I think as of right now Devcoin is in what we can consider a “buyer's market.” This means that the buyers get the most benefit, because people keep selling cheaper and cheaper (although we have seen some bouncing back and forth, which is a great sign). This is due to the lack of true value right now, aside from trading, and it is leading to speculation purchases and sales. This is not necessarily a bad thing or anything to worry about, but it will definitely change once some projects get off the ground that give people direct usage of their Devcoins. Until that point, I think we are going to be staying in a state of limbo where investors are questioning whether or not they should get involved, and at what extent.

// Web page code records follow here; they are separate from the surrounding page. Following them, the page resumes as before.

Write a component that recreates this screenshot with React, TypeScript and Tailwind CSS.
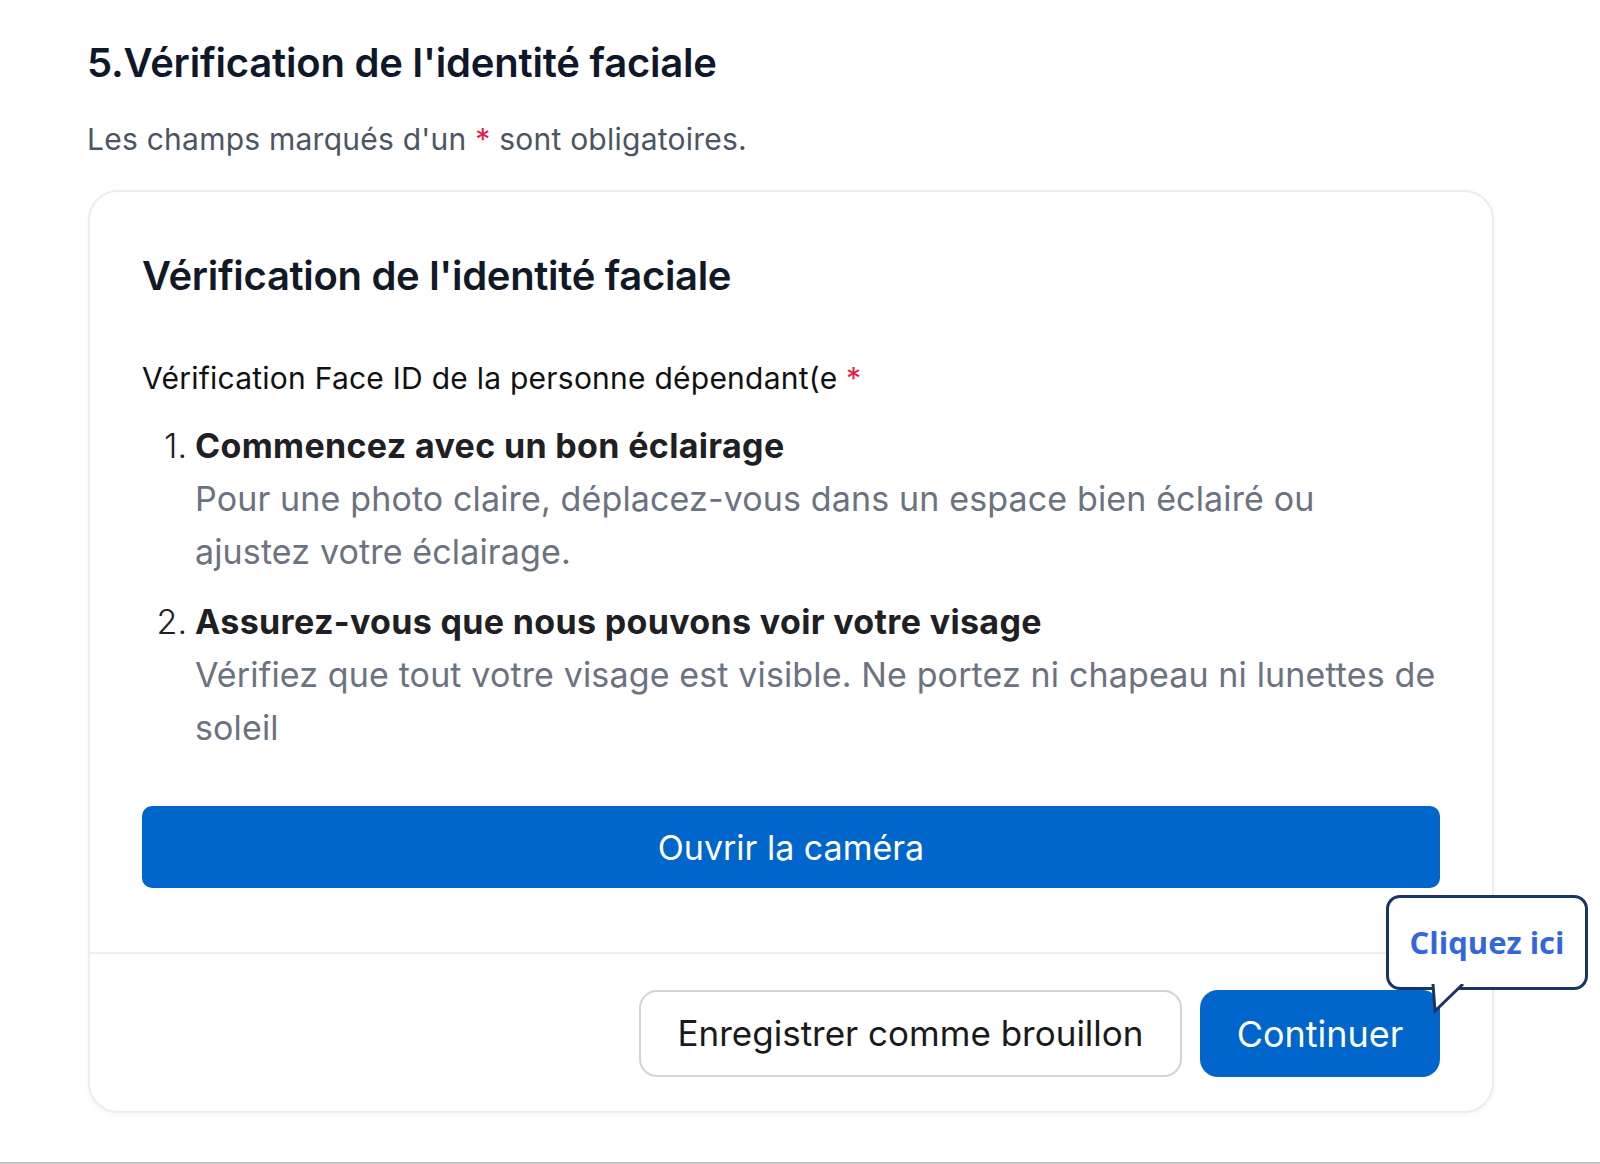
export default function App() {
  return (
    <div
      className="relative h-[1164px] w-[1600px] overflow-hidden border-b-2 border-[#c4c4c4] bg-white"
      style={{ fontFamily: 'Inter, "Noto Sans", sans-serif' }}
    >
      <div className="pl-[87px] pt-[37px]">
        {/* Section header */}
        <h1 className="text-[40px] font-semibold leading-[52px] tracking-[-0.005em] text-[#0f172a]">
          5.Vérification de l'identité faciale
        </h1>
        <p className="mt-[31px] text-[30px] leading-[38px] tracking-[0.008em] text-[#4b5563]">
          Les champs marqués d'un <span className="text-[#e11d48]">*</span> sont obligatoires.
        </p>
      </div>

      {/* Card */}
      <div className="ml-[88px] mt-[32px] w-[1406px] rounded-[30px] border-2 border-[#ededed] bg-white shadow-[0_2px_6px_rgba(0,0,0,0.04)]">
        <div className="px-[52px] pt-[60px] pb-[64px]">
          <h2 className="text-[40px] font-semibold leading-[48px] tracking-[-0.008em] text-[#111827]">
            Vérification de l'identité faciale
          </h2>

          <p className="mt-[58px] text-[30px] leading-[40px] tracking-[0.008em] text-[#111]">
            Vérification Face ID de la personne dépendant(e <span className="text-[#e11d48]">*</span>
          </p>

          <ol className="mt-[21px] flex flex-col gap-[17px]">
            <li className="flex">
              <span className="w-[53px] shrink-0 pr-[8px] text-right text-[34px] font-light leading-[53px] text-[#1f2023]">1.</span>
              <div>
                <div className="text-[34px] font-bold leading-[53px] tracking-[0.01em] text-[#1f2023]">
                  Commencez avec un bon éclairage
                </div>
                <div className="whitespace-nowrap text-[34px] leading-[53px] tracking-[0.004em] text-[#6b7280]">
                  Pour une photo claire, déplacez-vous dans un espace bien éclairé ou
                  <br />
                  ajustez votre éclairage.
                </div>
              </div>
            </li>
            <li className="flex">
              <span className="w-[53px] shrink-0 pr-[8px] text-right text-[34px] font-light leading-[53px] text-[#1f2023]">2.</span>
              <div>
                <div className="text-[34px] font-bold leading-[53px] tracking-[0.01em] text-[#1f2023]">
                  Assurez-vous que nous pouvons voir votre visage
                </div>
                <div className="whitespace-nowrap text-[34px] leading-[53px] tracking-[0.004em] text-[#6b7280]">
                  Vérifiez que tout votre visage est visible. Ne portez ni chapeau ni lunettes de
                  <br />
                  soleil
                </div>
              </div>
            </li>
          </ol>

          <button className="mt-[52px] flex h-[82px] w-full items-center justify-center rounded-[10px] bg-[#0066cc] text-[34px] text-white">
            Ouvrir la caméra
          </button>
        </div>

        {/* Footer */}
        <div className="flex justify-end gap-[18px] border-t-2 border-[#efefef] px-[52px] pt-[36px] pb-[34px]">
          <button className="h-[87px] w-[543px] rounded-[18px] border-2 border-[#d4d4d8] bg-white text-[35px] text-[#1a1a1a]">
            Enregistrer comme brouillon
          </button>
          <div className="relative">
            <button className="h-[87px] w-[240px] rounded-[18px] bg-[#0066cc] text-[36px] text-white">
              Continuer
            </button>
            {/* Tooltip bubble */}
            <div className="absolute left-[186px] top-[-95px] flex h-[95px] w-[202px] items-center justify-center rounded-[14px] border-[3px] border-[#1b3466] bg-white">
              <span
                className="text-[31px] font-bold text-[#3366dd]"
                style={{ fontFamily: '"Open Sans", "Noto Sans", sans-serif' }}
              >
                Cliquez ici
              </span>
              <svg
                className="absolute left-[40px] top-[calc(100%-3px)]"
                width="36"
                height="30"
                viewBox="0 0 36 30"
              >
                <path d="M4 0 L6 27 L34 0" fill="white" stroke="#1b3466" strokeWidth="3" strokeLinejoin="miter" />
              </svg>
            </div>
          </div>
        </div>
      </div>
    </div>
  );
}
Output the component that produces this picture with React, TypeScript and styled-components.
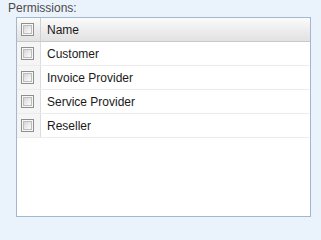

The current situation does bring up a great thing as well, though, in that even a small change could easily boost the value of all Devcoins above and beyond what we have seen so far. There are multiple people that have claimed to be working on various projects in relation to Devcoin (although it is hard to tell what their current status is and an estimated time for their completion), which could lead to us getting a massive influx of valuable resources over a short period of time. If this happens, we can expect Devcoins to start skyrocketing, boosting the net worth of everyone's holdings considerably. For this to happen, though, we need to keep pushing forward and bringing up new ideas and concepts on how to go about raising the public awareness of the coins and giving more sources in which to utilize them directly.

Conclusion

We need to start making a move now towards increasing the value of Devcoins. The longer it takes, the harder the journey will become. There is the benefit to early adopters in that they can amass them right now at fairly cheap prices, but the project is already to the point where it needs to work on growing. With Devcoin's unique vision, it should have no problems at all competing with the other crypto currencies. With its attachment to Bitcoins as a “merged mining” coin, that only strengthens its potential!